Designed to collect leadership data, the index reports a qualitative assessment of both the prevailing business conditions and expectations for the future as reported by key executives from the $1 trillion equipment finance sector. Overall, confidence in the equipment finance market is 73.4, an increase from the December index of 67.5, and the highest index since the MCI was launched in May 2009 to track recovery after the 2008 downturn.

When asked about the outlook for the future, MCI-EFI survey respondent Thomas Jaschik, President, BB&T Equipment Finance, said, “The outlook for U.S. companies has become much more positive since the presidential election. Lower taxes, less regulation and rising interest rates will be the catalyst to spur capital asset acquisitions. This will undoubtedly set the stage for robust equipment finance activity.”
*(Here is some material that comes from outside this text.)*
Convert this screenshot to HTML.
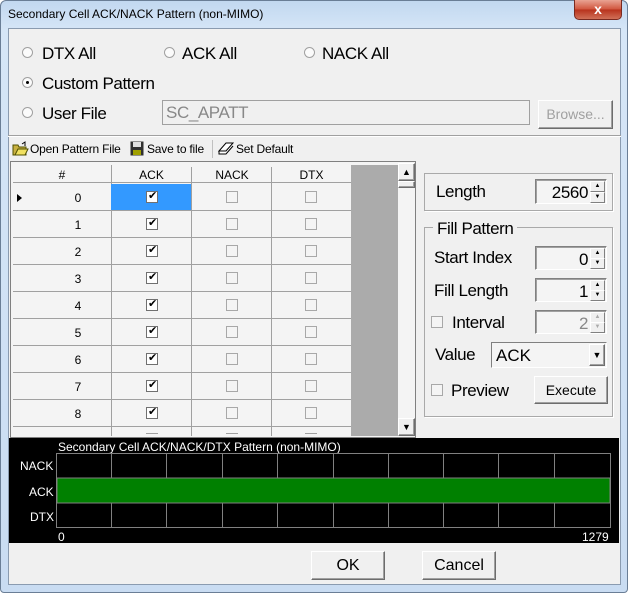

January 2017 Survey Results:
The overall MCI-EFI is 73.4, an increase from the December index of 67.5.

•   When asked to assess their business conditions over the next four months, 74.2% of executives responding said they believe business conditions will improve over the next four months, an increase from 48.4% in December. 22.6% of respondents believe business conditions will remain the same over the next four months, a decrease from 45.2% in December. 3.2% believe business conditions will worsen, a decrease from 6.5% the previous month.

•   71.0% of survey respondents believe demand for leases and loans to fund capital expenditures (capex) will increase over the next four months, an increase from 38.7% in December.  25.8% believe demand will “remain the same” during the same four-month time period, down from 54.8% the previous month.  3.2% believe demand will decline, down from 6.5% who believed so in December.
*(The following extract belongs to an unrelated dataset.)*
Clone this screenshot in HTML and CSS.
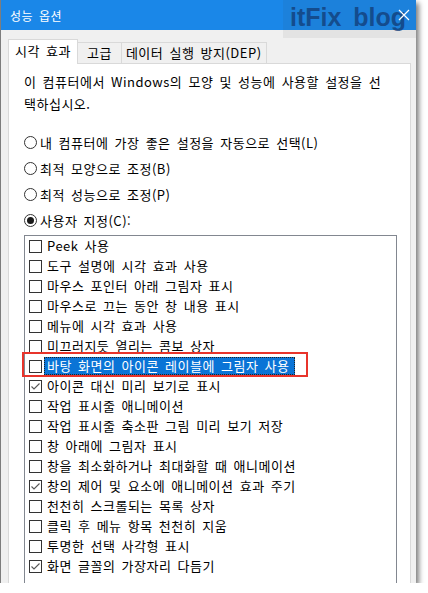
FILE: index.html
```html
<!DOCTYPE html>
<html lang="ko">
<head>
    <meta charset="UTF-8">
    <title>성능 옵션</title>
    <link rel="stylesheet" href="styles.css">
</head>
<body>
    <div class="window">
        <div class="titlebar">
            <span class="title">성능 옵션</span>
            <div class="watermark">itFix blog</div>
            <svg class="close" width="12" height="12" viewBox="0 0 12 12">
                <path d="M1 1 L11 11 M11 1 L1 11" stroke="#fff" stroke-width="1.2" fill="none"/>
            </svg>
        </div>

        <div class="tabs">
            <div class="tab active">시각 효과</div>
            <div class="tab tab-adv">고급</div>
            <div class="tab tab-dep">데이터 실행 방지(DEP)</div>
        </div>

        <div class="panel">
            <p class="intro">이 컴퓨터에서 Windows의 모양 및 성능에 사용할 설정을 선 택하십시오.</p>

            <div class="radios">
                <div class="radio"><span class="circle"></span>내 컴퓨터에 가장 좋은 설정을 자동으로 선택(L)</div>
                <div class="radio"><span class="circle"></span>최적 모양으로 조정(B)</div>
                <div class="radio"><span class="circle"></span>최적 성능으로 조정(P)</div>
                <div class="radio"><span class="circle on"></span>사용자 지정(C):</div>
            </div>

            <ul class="effects">
                <li><span class="box"></span><span class="label">Peek 사용</span></li>
                <li><span class="box"></span><span class="label">도구 설명에 시각 효과 사용</span></li>
                <li><span class="box"></span><span class="label">마우스 포인터 아래 그림자 표시</span></li>
                <li><span class="box"></span><span class="label">마우스로 끄는 동안 창 내용 표시</span></li>
                <li><span class="box"></span><span class="label">메뉴에 시각 효과 사용</span></li>
                <li><span class="box"></span><span class="label">미끄러지듯 열리는 콤보 상자</span></li>
                <li class="marked"><span class="box"></span><span class="label selected">바탕 화면의 아이콘 레이블에 그림자 사용</span><span class="mark"></span></li>
                <li><span class="box checked"></span><span class="label">아이콘 대신 미리 보기로 표시</span></li>
                <li><span class="box"></span><span class="label">작업 표시줄 애니메이션</span></li>
                <li><span class="box"></span><span class="label">작업 표시줄 축소판 그림 미리 보기 저장</span></li>
                <li><span class="box"></span><span class="label">창 아래에 그림자 표시</span></li>
                <li><span class="box"></span><span class="label">창을 최소화하거나 최대화할 때 애니메이션</span></li>
                <li><span class="box checked"></span><span class="label">창의 제어 및 요소에 애니메이션 효과 주기</span></li>
                <li><span class="box"></span><span class="label">천천히 스크롤되는 목록 상자</span></li>
                <li><span class="box"></span><span class="label">클릭 후 메뉴 항목 천천히 지움</span></li>
                <li><span class="box"></span><span class="label">투명한 선택 사각형 표시</span></li>
                <li><span class="box checked"></span><span class="label">화면 글꼴의 가장자리 다듬기</span></li>
            </ul>
        </div>
    </div>
</body>
</html>
```

FILE: styles.css
```css
body {
    margin: 0;
    background-color: #fff;
    font-family: "Noto Sans CJK KR", "Noto Sans", sans-serif;
    font-size: 13px;
    letter-spacing: 0.5px;
    word-spacing: 2px;
    color: #000;
    overflow: hidden;
}
.window {
    width: 416px;
    height: 583px;
    background-color: #f0f0f0;
    border-left: 1px solid #7d7d7d;
    box-sizing: border-box;
    box-shadow: 3px 3px 5px rgba(0,0,0,0.5);
    display: flex;
    flex-direction: column;
    overflow: hidden;
}
.titlebar {
    position: relative;
    height: 30px;
    flex-shrink: 0;
    background-color: #1a87e8;
    color: #fff;
    display: flex;
    align-items: center;
    padding-left: 9px;
}
.title {
    font-size: 12px;
}
.watermark {
    position: absolute;
    top: 0;
    right: 0;
    width: 126px;
    height: 38px;
    padding-left: 7px;
    background-color: rgba(60,60,60,0.07);
    font-family: "Liberation Sans", Arial, sans-serif;
    font-weight: bold;
    font-size: 25px;
    line-height: 34px;
    letter-spacing: 0;
    word-spacing: 5px;
    white-space: nowrap;
    color: rgba(18,62,120,0.8);
}
.close {
    position: relative;
    margin-left: auto;
    margin-right: 6px;
}
.tabs {
    display: flex;
    align-items: flex-end;
    height: 33px;
    padding-left: 7px;
    flex-shrink: 0;
}
.tab {
    height: 20px;
    line-height: 20px;
    padding: 0 4px;
    background-color: #f0f0f0;
    border: 1px solid #d9d9d9;
    border-bottom: none;
    margin-left: -1px;
    white-space: nowrap;
}
.tab:first-child {
    margin-left: 0;
}
.tab.active {
    position: relative;
    height: 24px;
    line-height: 22px;
    padding: 0 6px;
    margin-bottom: -1px;
    background-color: #fff;
    z-index: 1;
}
.tab-adv {
    padding: 0 9px;
}
.panel {
    flex: 1;
    margin: 0 5px 0 7px;
    background-color: #fff;
    border: 1px solid #d9d9d9;
    border-bottom: none;
    padding: 7px 12px 0 15px;
}
.intro {
    margin: 0;
    line-height: 22px;
}
.radios {
    margin-top: 14px;
}
.radio {
    height: 26px;
    display: flex;
    align-items: center;
}
.circle {
    width: 13px;
    height: 13px;
    box-sizing: border-box;
    border: 1px solid #333;
    border-radius: 50%;
    margin-right: 3px;
    display: flex;
    align-items: center;
    justify-content: center;
}
.circle.on::after {
    content: "";
    width: 7px;
    height: 7px;
    border-radius: 50%;
    background-color: #1a1a1a;
}
.effects {
    list-style: none;
    margin: 2px 0 0 0;
    padding: 0;
    width: 373px;
    box-sizing: border-box;
    border: 1px solid #828790;
    border-bottom: none;
    height: 400px;
}
.effects li {
    height: 20px;
    display: flex;
    align-items: center;
    white-space: nowrap;
}
.box {
    width: 13px;
    height: 13px;
    box-sizing: border-box;
    border: 1px solid #333;
    margin: 0 2px 0 4px;
    flex-shrink: 0;
    background-color: #fff;
}
.box.checked {
    background: #fff url("data:image/svg+xml;utf8,<svg xmlns='http://www.w3.org/2000/svg' width='11' height='11' viewBox='0 0 11 11'><path d='M1.5 5.5 L4 8 L9.5 2.5' stroke='%23555' stroke-width='1.1' fill='none'/></svg>") no-repeat center;
}
.label {
    padding: 0 3px;
    line-height: 18px;
    height: 18px;
}
.label.selected {
    padding-right: 5px;
    background-color: #0a74d6;
    color: #fff;
    outline: 1px dotted #222;
    outline-offset: -1px;
}
.marked {
    position: relative;
}
.mark {
    position: absolute;
    left: -3px;
    top: -4px;
    width: 286px;
    height: 25px;
    box-sizing: border-box;
    border: 2px solid #e8342b;
}
```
•   19.4% of the respondents expect more access to capital to fund equipment acquisitions over the next four months, a decrease from 22.6% who expected more in December.  80.6% of executives indicate they expect the “same” access to capital to fund business, an increase from 77.4% the previous month. None expect “less” access to capital, unchanged from last month.

•   When asked, 35.5% of the executives report they expect to hire more employees over the next four months, a decrease from 41.9% in December. 61.3% expect no change in headcount over the next four months, an increase from 48.4% last month. 3.2% expect to hire fewer employees, down from 9.7% in December.

•   None of the leadership evaluate the current U.S. economy as “excellent,” unchanged from last month. 100.0% of the leadership evaluate the current U.S. economy as “fair,” and none evaluate it as “poor,” both also unchanged from December.

•   61.3% of the survey respondents believe that U.S. economic conditions will get “better” over the next six months, a decrease from 71% in December. 38.7% of survey respondents indicate they believe the U.S. economy will “stay the same” over the next six months, an increase from 25.8% the previous month. None believe economic conditions in the U.S. will worsen over the next six months, a decrease from 3.2% who believed so last month.

•   In January, 58.1% of respondents indicate they believe their company will increase spending on business development activities during the next six months, an increase from 48.4% in December. 41.9% believe there will be “no change” in business development spending, a decrease from 51.6% the previous month. None believe there will be a decrease in spending, unchanged from last month.